I suspect that there are a number of pieces of hardware and quite a few pieces of software that will support the use of handwriting. Personally, for hardware I like the iPad Pro and Apple Pencil. But my experience of other devices has been limited (the most notable being those produced years ago under the Palm brand).

On the iPad there are of course quite a few applications that will faithfully record and save handwritten notes as graphical images of handwritten notes. Generally, the differences between these applications seem to me to be marginal.

But the real challenge, it appears to me, is to create software that will reliably and accurately convert that handwriting to text. That still seems more difficult to accomplish than to convert voice to text. Actually, Palm used to achieve both speed and accuracy with its own special form of shorthand (which I think was called Graffiti). But learning Graffiti was a potential barrier for users.

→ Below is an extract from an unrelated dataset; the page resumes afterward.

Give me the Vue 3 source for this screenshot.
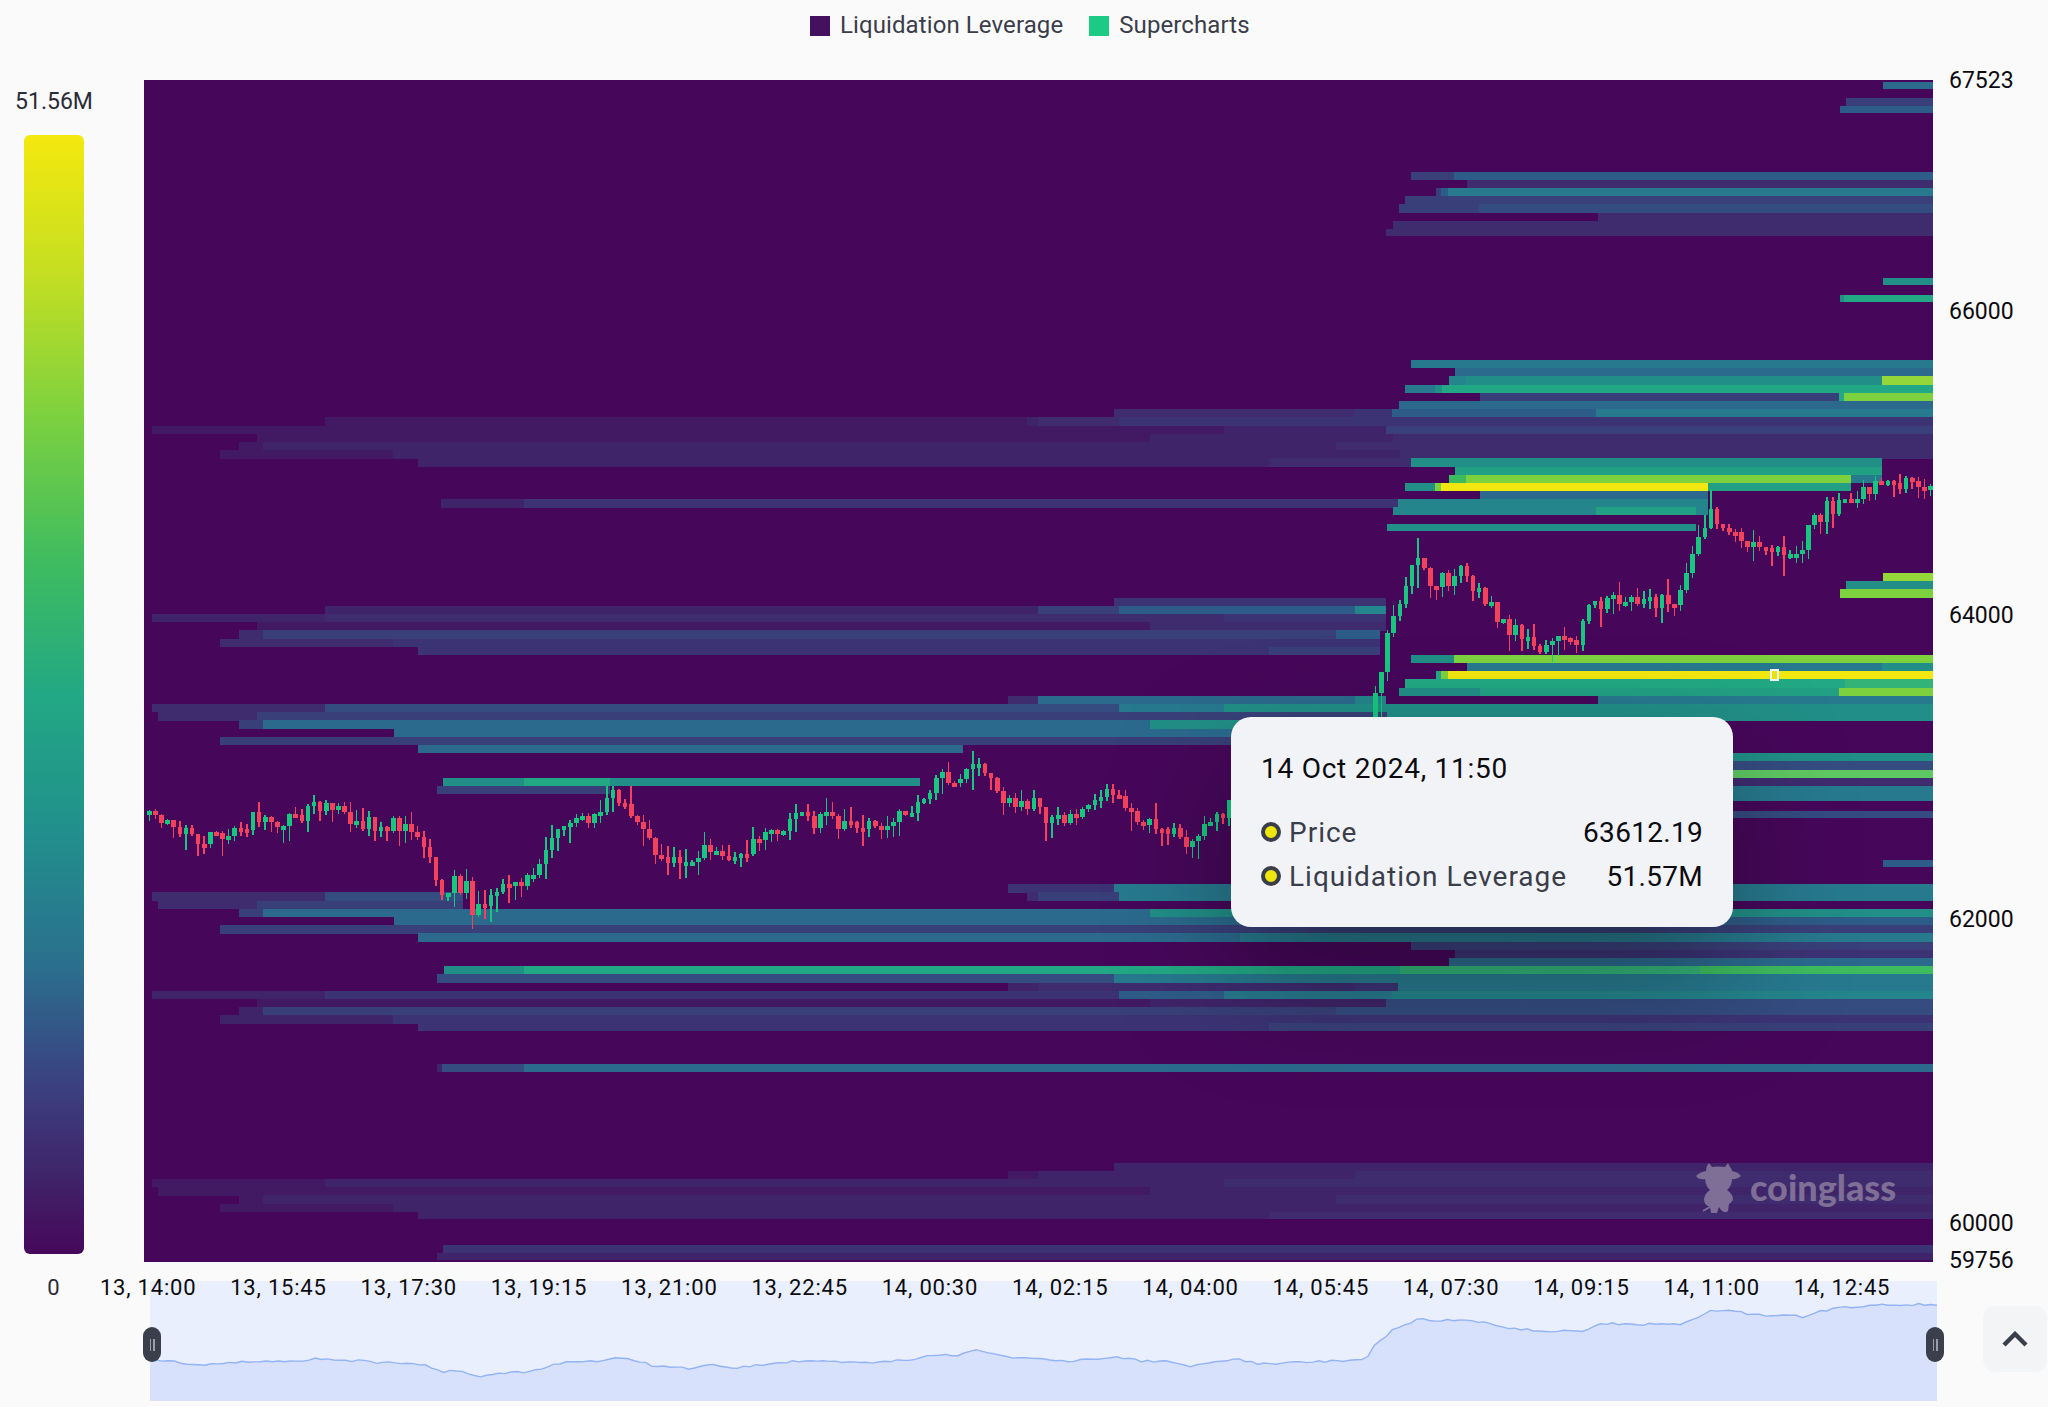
<script setup>
const palette = {
  1: '#411a63', a: '#3f2469', 2: '#3e2c6f', b: '#3c3375', 3: '#394079', c: '#344c80',
  4: '#2e5c88', d: '#2b6a8d', 5: '#27798e', e: '#24858c', 6: '#218f87', f: '#22a084',
  7: '#22a884', g: '#33b377', 8: '#3dbc5f', h: '#5ec962', 9: '#7dd13f', i: '#93d838', y: '#f2e70f'
}

const rows = [
  [0, '1883:d'], [2, '1846:3'], [3, '1840:4'],
  [11, '1411:3 1454:4'], [12, '1467:2'], [13, '1436:3 1441:4 1448:5'], [14, '1405:3'],
  [15, '1399:3 1479:c'], [16, '1598:2'], [17, '1393:2'], [18, '1386:2'],
  [24, '1883:6'], [26, '1840:6 1844:7'],
  [34, '1411:5'], [35, '1455:d'], [36, '1449:e 1466:6 1882:i'], [37, '1405:5 1435:6 1442:7'],
  [38, '1480:3 1839:7 1844:9'], [39, '1399:d'],
  [40, '1114:2 1355:b 1392:4 1596:5'], [41, '325:1 1027:a 1038:2 1119:b'],
  [42, '152:1 1224:a 1386:3'], [43, '257:1 1150:a 1393:2'], [44, '239:1 263:a 1336:2'], [45, '220:1 393:a 1400:2'],
  [46, '418:a 1269:2 1411:6 >1882'], [47, '1455:f >1882'], [48, '1449:8 1466:9 1851:5 >1882'],
  [49, '1405:6 1435:9 1441:y 1708:f >1851'], [50, '1480:d >1708'],
  [51, '441:a 524:b 1398:e >1708'], [52, '1393:e 1596:f 1696:e >1708'], [54, '1387:6 >1696'],
  [60, '1883:i'], [61, '1846:6'], [62, '1840:9'],
  [63, '1114:b >1386'], [64, '325:a 1038:3 1119:4 1355:e >1386'], [65, '152:a 325:2 1224:b >1386'],
  [66, '257:1 1150:2 >1386'], [67, '239:2 263:3 1336:4 >1380'], [68, '220:2 393:b >1380'], [69, '418:b 1269:3 >1380'],
  [70, '1411:6 1454:9'], [71, '1467:5 1882:6'], [72, '1436:7 1441:9 1448:y'], [73, '1405:7 1845:g'],
  [74, '1399:6 1480:f 1839:9'], [75, '1008:2 1038:d 1355:e >1386'], [75, '1598:5'],
  [76, '152:2 325:c 1119:5 1224:6'], [77, '158:2 257:3 1387:6'],
  [78, '239:3 263:d 1150:6 >1600'], [79, '394:d >1600'], [80, '220:3 >1600'], [81, '418:d >963'],
  [82, '1700:6'], [83, '1700:c'], [84, '1700:h'], [85, '443:6 524:7 610:6 >920'], [85, '1700:2'],
  [86, '437:3 >610'], [86, '1700:5'], [87, '1700:5'], [89, '1700:c'], [95, '1883:4'],
  [98, '1008:b 1114:5'], [99, '152:2 325:c >463'], [99, '1027:2 1038:3 1119:5'], [100, '158:2 257:3 >463'],
  [101, '239:3 263:d 1150:6'], [102, '394:d 1240:4'], [103, '220:3 1240:3'], [104, '418:d 1240:5'],
  [105, '1411:3'], [106, '1455:b'], [107, '1449:d'], [108, '444:6 524:7 1400:g 1700:8'],
  [109, '437:c 1114:5'], [110, '1008:a 1038:2 1355:b 1398:5'], [111, '152:a 325:b 1119:4 1224:5 1392:e'],
  [112, '257:1 1150:a 1386:c'], [113, '239:a 263:3 1336:c'], [114, '220:a 393:b'], [115, '418:b 1269:3'],
  [120, '437:a 442:c 524:d'],
  [132, '1114:a'], [133, '1008:1 1038:a 1355:2'], [134, '152:1 325:a 1224:2'], [135, '158:1 1150:a'],
  [136, '239:1 263:a 1336:2'], [137, '220:1 393:a'], [138, '418:a 1269:2'],
  [142, '443:b'], [143, '437:a']
]

const ROW_TOP = 81.6
const ROW_PITCH = 8.19
const rowSet = new Set(rows.map((r) => r[0]))

const segments = []
rows.forEach(([r, spec], n) => {
  let end = 1933
  const parts = spec.split(' ').filter((p) => {
    if (p[0] === '>') {
      end = Number(p.slice(1))
      return false
    }
    return true
  })
  parts.forEach((p, i) => {
    const [x, c] = p.split(':')
    const x0 = Number(x)
    const x1 = i + 1 < parts.length ? Number(parts[i + 1].split(':')[0]) : end
    segments.push({
      id: n + '-' + i,
      x: x0,
      y: ROW_TOP + r * ROW_PITCH,
      w: x1 - x0,
      h: rowSet.has(r + 1) ? 8.4 : 7.3,
      fill: palette[c]
    })
  })
})

// price path as [x, y] on the 1568-wide sketch; scaled up to the page
const way = [
  [113, 622], [130, 630], [152, 643], [175, 635], [190, 627], [210, 630], [245, 615], [262, 623], [290, 635],
  [310, 635], [325, 650], [335, 678], [345, 672], [367, 697], [385, 680], [405, 675], [415, 650], [430, 632],
  [455, 625], [468, 608], [488, 630], [498, 652], [525, 660], [540, 645], [555, 660], [580, 645], [605, 628],
  [625, 625], [650, 632], [672, 630], [695, 620], [712, 598], [730, 602], [742, 578], [765, 610], [790, 617],
  [815, 630], [850, 605], [870, 628], [895, 630], [905, 650], [925, 630], [940, 617], [960, 640], [1000, 630],
  [1040, 625], [1046, 560], [1052, 530], [1060, 490], [1072, 460], [1082, 430], [1095, 448], [1115, 435],
  [1135, 458], [1150, 480], [1175, 490], [1205, 490], [1222, 455], [1245, 460], [1280, 460], [1295, 425],
  [1305, 395], [1325, 405], [1345, 420], [1375, 425], [1385, 400], [1410, 380], [1440, 370], [1478, 372]
]
const SCALE = 2048 / 1568

function priceAt(px) {
  const x = px / SCALE
  for (let i = 1; i < way.length; i++) {
    if (x <= way[i][0]) {
      const [x0, y0] = way[i - 1]
      const [x1, y1] = way[i]
      return (y0 + ((x - x0) / (x1 - x0)) * (y1 - y0)) * SCALE
    }
  }
  return way[way.length - 1][1] * SCALE
}

let seed = 11
function rnd() {
  seed = (seed * 16807) % 2147483647
  return seed / 2147483647
}

const candles = []
const linePts = []
let prev = priceAt(147)
const COUNT = 293
for (let i = 0; i < COUNT; i++) {
  const x = 147 + i * 6.1
  const mid = priceAt(x)
  const swing = rnd() < 0.14 ? 30 : 15
  const close = mid + (rnd() - 0.5) * swing
  const top = Math.min(prev, close)
  const bottom = Math.max(prev, close)
  const up = close < prev
  const wickUp = rnd() * rnd() * 20
  const wickDown = rnd() * rnd() * 20
  candles.push({
    id: i,
    x,
    top,
    h: Math.max(bottom - top, 4),
    wickTop: top - wickUp,
    wickH: bottom - top + wickUp + wickDown + 2,
    fill: up ? '#17c77f' : '#f4415c'
  })
  linePts.push((i / (COUNT - 1)) * 1787 + ',' + (79 + (mid / SCALE - 622) * 0.22 + (rnd() - 0.5) * 2.4).toFixed(1))
  prev = close
}

// the tallest wicks of the series, read from the sketch as [x, top, bottom]
const peaks = [
  [1310, 375, 405], [1082, 412, 450], [742, 575, 605], [468, 602, 622],
  [367, 682, 702], [523, 650, 672], [1175, 478, 498], [1057, 518, 550]
]
peaks.forEach(([x, t, b]) => {
  const c = candles[Math.round((x * SCALE - 147) / 6.1)]
  c.wickTop = t * SCALE
  c.wickH = (b - t) * SCALE
})

const linePath = 'M' + linePts.join(' L')
const areaPath = linePath + ' L1787,120 L0,120 Z'

const yLabels = [67523, 66000, 64000, 62000, 60000, 59756].map((v) => ({
  v,
  top: 80.8 - 80 + (67523 - v) * 0.1519
}))

const xLabels = [
  '13, 14:00', '13, 15:45', '13, 17:30', '13, 19:15', '13, 21:00', '13, 22:45', '14, 00:30',
  '14, 02:15', '14, 04:00', '14, 05:45', '14, 07:30', '14, 09:15', '14, 11:00', '14, 12:45'
]
</script>

<template>
  <div class="page">
    <header class="legend">
      <span class="swatch swatch-lev"></span>
      <span class="legend-text">Liquidation Leverage</span>
      <span class="swatch swatch-super"></span>
      <span class="legend-text">Supercharts</span>
    </header>

    <main class="main">
      <aside class="scale">
        <div class="scale-max">51.56M</div>
        <div class="scale-bar"></div>
      </aside>

      <section class="plot">
        <svg class="plot-svg" viewBox="144 80 1789 1182" width="1789" height="1182">
          <rect x="144" y="80" width="1789" height="1182" fill="#46075a" />
          <rect
            v-for="s in segments"
            :key="s.id"
            :x="s.x"
            :y="s.y"
            :width="s.w"
            :height="s.h"
            :fill="s.fill"
            shape-rendering="crispEdges"
          />
          <g v-for="c in candles" :key="c.id" :fill="c.fill" shape-rendering="crispEdges">
            <rect :x="c.x + 1.5" :y="c.wickTop" width="1.5" :height="c.wickH" />
            <rect :x="c.x" :y="c.top" width="4.6" :height="c.h" />
          </g>
          <rect x="1771" y="670" width="7" height="10" fill="#e9e40f" stroke="#f5f5f5" stroke-width="2" />
        </svg>

        <div class="mark">
          <svg class="mark-cow" viewBox="0 0 45 51" width="45" height="51">
            <path
              d="M11 3 L13 0 L16 4 Q22 3 29 4 L32 0 L34 4 Q36 6 36 8 Q42 9 45 13 Q41 17 36 16 Q36 23 31 27 Q37 31 37 37 Q35 40 33 41 L32 48 Q29 51 25 47 L23 44 L21 50 L15 50 L14 44 Q8 42 8 36 Q9 30 14 27 Q10 24 9 16 Q3 17 0 13 Q4 9 10 8 Q10 5 11 3 Z"
              fill="#7f6f96"
            />
            <path d="M7 48 L14 44" stroke="#7f6f96" stroke-width="2" fill="none" />
          </svg>
          <span class="mark-text">coinglass</span>
        </div>

        <div class="tip">
          <div class="tip-date">14 Oct 2024, 11:50</div>
          <div class="tip-row">
            <span class="dot"></span>
            <span class="tip-label">Price</span>
            <span class="tip-value">63612.19</span>
          </div>
          <div class="tip-row">
            <span class="dot"></span>
            <span class="tip-label">Liquidation Leverage</span>
            <span class="tip-value">51.57M</span>
          </div>
        </div>
      </section>

      <aside class="yaxis">
        <span v-for="l in yLabels" :key="l.v" class="ylabel" :style="{ top: l.top + 'px' }">{{ l.v }}</span>
      </aside>
    </main>

    <footer class="bottom">
      <div class="xaxis">
        <span class="zero">0</span>
        <span v-for="t in xLabels" :key="t" class="xlabel">{{ t }}</span>
      </div>

      <div class="zoom">
        <svg class="zoom-svg" viewBox="0 0 1787 120" width="1787" height="120">
          <path :d="areaPath" fill="#d7e1fb" />
          <path :d="linePath" fill="none" stroke="#93b3f7" stroke-width="1.4" />
        </svg>
        <span class="handle handle-left"><i></i><i></i></span>
        <span class="handle handle-right"><i></i><i></i></span>
      </div>

      <button class="totop" type="button" aria-label="Back to top">
        <svg viewBox="0 0 28 16" width="28" height="16">
          <path d="M3 14 L14 3 L25 14" fill="none" stroke="#3a3f4b" stroke-width="4.4" />
        </svg>
      </button>
    </footer>
  </div>
</template>

<style scoped>
.page {
  width: 2048px;
  height: 1407px;
  overflow: hidden;
  display: flex;
  flex-direction: column;
  background: #fbfafb;
  font-family: Roboto, "Liberation Sans", sans-serif;
  color: #0b0b10;
}

.legend {
  height: 80px;
  box-sizing: border-box;
  padding: 12px 0 0 810px;
  display: flex;
  align-items: flex-start;
  font-size: 24px;
  line-height: 26px;
  letter-spacing: 0.1px;
  color: #3a3d4a;
}
.swatch {
  width: 20px;
  height: 20px;
  margin-top: 4px;
  flex: none;
}
.swatch-lev { background: #45105d; }
.swatch-super { background: #1ccb83; }
.legend-text { margin: 0 26px 0 10px; }

.main {
  display: grid;
  grid-template-columns: 144px 1789px 115px;
  height: 1182px;
  position: relative;
}

.scale {
  display: flex;
  flex-direction: column;
  align-items: center;
  padding-right: 36px;
}
.scale-max {
  margin-top: 8px;
  font-size: 23px;
  line-height: 28px;
  color: #2a2c36;
}
.scale-bar {
  margin-top: 19px;
  width: 60px;
  height: 1119px;
  border-radius: 6px;
  background: linear-gradient(
    180deg,
    #f4e80e 0%,
    #c6df21 12%,
    #7dd13f 25%,
    #3fbc5f 38%,
    #22a884 50%,
    #21908c 62%,
    #2a708e 74%,
    #3b4080 85%,
    #3f2469 93%,
    #46085a 100%
  );
}

.plot { position: relative; }
.plot-svg { display: block; }

.mark {
  position: absolute;
  left: 1552px;
  top: 1083px;
  display: flex;
  align-items: center;
  gap: 9px;
}
.mark-cow { display: block; }
.mark-text {
  font-family: Lato, sans-serif;
  font-weight: 900;
  font-size: 36px;
  line-height: 40px;
  margin-top: -4px;
  color: #7f6f96;
}

.tip {
  position: absolute;
  left: 1087px;
  top: 637px;
  width: 502px;
  height: 210px;
  box-sizing: border-box;
  padding: 34px 30px 0 30px;
  border-radius: 20px;
  background: #f2f3f7;
  box-shadow: 0 50px 120px rgba(0, 0, 0, 0.34);
}
.tip-date {
  font-size: 28px;
  line-height: 36px;
  letter-spacing: 0.75px;
  margin-bottom: 23px;
}
.tip-row {
  display: flex;
  align-items: center;
  height: 44px;
  font-size: 28px;
  letter-spacing: 0.3px;
}
.dot {
  width: 20px;
  height: 20px;
  box-sizing: border-box;
  border: 4px solid #3a3d4a;
  border-radius: 50%;
  background: #f0e60f;
  margin-right: 8px;
  flex: none;
}
.tip-label {
  color: #3a3d4a;
  letter-spacing: 1px;
}
.tip-value { margin-left: auto; }

.yaxis { position: relative; }
.ylabel {
  position: absolute;
  left: 16px;
  transform: translateY(-50%);
  font-size: 23px;
  line-height: 28px;
}

.bottom {
  position: relative;
  flex: 1;
}
.xaxis {
  position: relative;
  z-index: 1;
  display: flex;
  padding-top: 12px;
  font-size: 22px;
  line-height: 28px;
}
.zero {
  width: 83px;
  box-sizing: border-box;
  padding-left: 24px;
  text-align: center;
  color: #2a2c36;
}
.xlabel {
  width: 130.3px;
  flex: none;
  text-align: center;
  letter-spacing: 0.8px;
}

.zoom {
  position: absolute;
  left: 150px;
  top: 19px;
  width: 1787px;
  height: 120px;
  background: #eaeffd;
}
.zoom-svg { display: block; }
.handle {
  position: absolute;
  top: 46px;
  width: 18px;
  height: 35px;
  border-radius: 9px;
  background: #3a3f4b;
  display: flex;
  align-items: center;
  justify-content: center;
  gap: 2px;
}
.handle i {
  width: 1.5px;
  height: 12px;
  background: #9a9eaa;
}
.handle-left { left: -7px; }
.handle-right { left: 1776px; }

.totop {
  position: absolute;
  left: 1983px;
  top: 44px;
  width: 64px;
  height: 66px;
  padding: 0;
  border: 0;
  border-radius: 12px;
  background: #f3f4f6;
  display: flex;
  align-items: center;
  justify-content: center;
}
</style>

Today, the developer MyScript has been in existence a relatively long time and seems to lead the field, with its technology used by other brands even when this is not evident. I think I first bought a MyScript app close to the turn of the millennium. But even MyScript apps do not, it seems to me, match the accuracy of, say, Nuance voice-to-text software (although that itself is not perfect).

In other words, when working on a medium-form or long-form project, if you want to convert handwriting to text, you can get a better result (i.e. a more efficient combination of accuracy and speed) if you write the text out by hand and then use voice-to-text software to convert it to hardcopy, than if you rely on handwriting-to-text. Such is the state of handwriting-to-text technology currently.

Of course, I am certain that the technology will improve. But in my view it is not “ready for primetime” yet.